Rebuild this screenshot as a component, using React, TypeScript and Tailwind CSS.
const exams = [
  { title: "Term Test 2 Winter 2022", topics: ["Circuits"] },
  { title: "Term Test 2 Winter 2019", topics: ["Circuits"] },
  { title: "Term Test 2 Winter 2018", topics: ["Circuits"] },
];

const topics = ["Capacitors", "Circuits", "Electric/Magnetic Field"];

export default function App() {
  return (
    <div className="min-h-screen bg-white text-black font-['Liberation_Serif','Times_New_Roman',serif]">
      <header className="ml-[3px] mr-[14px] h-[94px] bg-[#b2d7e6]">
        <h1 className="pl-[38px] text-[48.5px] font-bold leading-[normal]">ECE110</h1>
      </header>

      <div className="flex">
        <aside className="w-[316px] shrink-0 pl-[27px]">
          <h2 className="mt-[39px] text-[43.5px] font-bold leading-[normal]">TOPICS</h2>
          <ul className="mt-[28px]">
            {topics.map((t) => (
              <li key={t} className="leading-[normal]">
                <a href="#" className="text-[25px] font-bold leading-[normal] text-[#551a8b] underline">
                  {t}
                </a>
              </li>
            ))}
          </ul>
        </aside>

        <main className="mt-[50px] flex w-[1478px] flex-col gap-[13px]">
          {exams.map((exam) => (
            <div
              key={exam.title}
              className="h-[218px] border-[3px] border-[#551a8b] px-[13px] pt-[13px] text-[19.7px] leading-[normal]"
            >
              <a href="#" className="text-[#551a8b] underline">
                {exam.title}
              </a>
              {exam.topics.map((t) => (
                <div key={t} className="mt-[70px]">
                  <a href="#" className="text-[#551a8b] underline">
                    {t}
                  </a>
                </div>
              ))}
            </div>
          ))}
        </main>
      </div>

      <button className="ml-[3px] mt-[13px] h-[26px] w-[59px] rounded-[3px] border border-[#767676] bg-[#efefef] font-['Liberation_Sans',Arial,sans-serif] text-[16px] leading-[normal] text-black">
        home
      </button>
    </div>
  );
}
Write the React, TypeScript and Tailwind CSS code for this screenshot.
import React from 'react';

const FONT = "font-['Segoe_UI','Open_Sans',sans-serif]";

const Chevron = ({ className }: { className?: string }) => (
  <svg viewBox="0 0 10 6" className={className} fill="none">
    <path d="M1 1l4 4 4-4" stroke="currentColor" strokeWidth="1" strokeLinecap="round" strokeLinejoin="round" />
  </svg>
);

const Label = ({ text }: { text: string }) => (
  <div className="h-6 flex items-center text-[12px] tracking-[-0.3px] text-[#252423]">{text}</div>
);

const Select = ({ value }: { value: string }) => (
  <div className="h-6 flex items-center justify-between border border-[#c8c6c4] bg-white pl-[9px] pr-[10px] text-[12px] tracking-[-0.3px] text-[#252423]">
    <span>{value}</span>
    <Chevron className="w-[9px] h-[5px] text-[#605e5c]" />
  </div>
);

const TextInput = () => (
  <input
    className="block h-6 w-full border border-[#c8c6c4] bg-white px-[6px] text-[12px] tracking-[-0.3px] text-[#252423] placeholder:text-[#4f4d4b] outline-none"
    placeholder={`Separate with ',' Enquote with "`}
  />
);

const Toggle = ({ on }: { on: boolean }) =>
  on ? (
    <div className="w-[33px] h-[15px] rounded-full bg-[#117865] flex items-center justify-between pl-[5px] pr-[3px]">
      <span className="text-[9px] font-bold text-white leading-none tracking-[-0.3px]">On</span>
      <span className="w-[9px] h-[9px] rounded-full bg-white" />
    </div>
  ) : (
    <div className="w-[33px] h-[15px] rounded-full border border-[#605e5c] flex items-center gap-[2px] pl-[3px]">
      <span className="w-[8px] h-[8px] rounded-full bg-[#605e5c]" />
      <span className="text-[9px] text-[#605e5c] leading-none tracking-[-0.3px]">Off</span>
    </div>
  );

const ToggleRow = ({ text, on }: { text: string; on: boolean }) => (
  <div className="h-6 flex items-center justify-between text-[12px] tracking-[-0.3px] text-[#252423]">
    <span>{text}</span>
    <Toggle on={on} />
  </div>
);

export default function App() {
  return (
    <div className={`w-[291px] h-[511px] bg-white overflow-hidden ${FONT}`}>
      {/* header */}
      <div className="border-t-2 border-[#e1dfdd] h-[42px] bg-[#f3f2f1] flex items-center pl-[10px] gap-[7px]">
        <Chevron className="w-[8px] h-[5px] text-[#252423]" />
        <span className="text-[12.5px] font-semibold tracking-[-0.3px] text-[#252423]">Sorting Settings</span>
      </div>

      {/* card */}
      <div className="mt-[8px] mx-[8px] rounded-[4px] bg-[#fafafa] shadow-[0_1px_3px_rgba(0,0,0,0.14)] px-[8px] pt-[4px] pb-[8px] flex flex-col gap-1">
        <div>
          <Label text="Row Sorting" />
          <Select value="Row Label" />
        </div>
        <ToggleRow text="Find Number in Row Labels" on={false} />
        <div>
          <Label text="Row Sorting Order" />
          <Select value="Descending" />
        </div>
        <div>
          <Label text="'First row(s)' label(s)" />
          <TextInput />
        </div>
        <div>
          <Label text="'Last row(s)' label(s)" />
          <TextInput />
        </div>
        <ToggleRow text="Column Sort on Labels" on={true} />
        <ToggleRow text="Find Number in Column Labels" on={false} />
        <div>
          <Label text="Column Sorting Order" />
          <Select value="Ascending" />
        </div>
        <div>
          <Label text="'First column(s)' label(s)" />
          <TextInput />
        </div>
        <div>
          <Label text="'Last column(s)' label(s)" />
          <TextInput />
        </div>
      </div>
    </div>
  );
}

--------------------------------------------------

Task: Can you write out the lines above, from the first one through the one containing "import React from 'react';", exactly as they appear and nothing more?

Correct result:
Rebuild this screenshot as a component, using React, TypeScript and Tailwind CSS.
const exams = [
  { title: "Term Test 2 Winter 2022", topics: ["Circuits"] },
  { title: "Term Test 2 Winter 2019", topics: ["Circuits"] },
  { title: "Term Test 2 Winter 2018", topics: ["Circuits"] },
];

const topics = ["Capacitors", "Circuits", "Electric/Magnetic Field"];

export default function App() {
  return (
    <div className="min-h-screen bg-white text-black font-['Liberation_Serif','Times_New_Roman',serif]">
      <header className="ml-[3px] mr-[14px] h-[94px] bg-[#b2d7e6]">
        <h1 className="pl-[38px] text-[48.5px] font-bold leading-[normal]">ECE110</h1>
      </header>

      <div className="flex">
        <aside className="w-[316px] shrink-0 pl-[27px]">
          <h2 className="mt-[39px] text-[43.5px] font-bold leading-[normal]">TOPICS</h2>
          <ul className="mt-[28px]">
            {topics.map((t) => (
              <li key={t} className="leading-[normal]">
                <a href="#" className="text-[25px] font-bold leading-[normal] text-[#551a8b] underline">
                  {t}
                </a>
              </li>
            ))}
          </ul>
        </aside>

        <main className="mt-[50px] flex w-[1478px] flex-col gap-[13px]">
          {exams.map((exam) => (
            <div
              key={exam.title}
              className="h-[218px] border-[3px] border-[#551a8b] px-[13px] pt-[13px] text-[19.7px] leading-[normal]"
            >
              <a href="#" className="text-[#551a8b] underline">
                {exam.title}
              </a>
              {exam.topics.map((t) => (
                <div key={t} className="mt-[70px]">
                  <a href="#" className="text-[#551a8b] underline">
                    {t}
                  </a>
                </div>
              ))}
            </div>
          ))}
        </main>
      </div>

      <button className="ml-[3px] mt-[13px] h-[26px] w-[59px] rounded-[3px] border border-[#767676] bg-[#efefef] font-['Liberation_Sans',Arial,sans-serif] text-[16px] leading-[normal] text-black">
        home
      </button>
    </div>
  );
}
Write the React, TypeScript and Tailwind CSS code for this screenshot.
import React from 'react';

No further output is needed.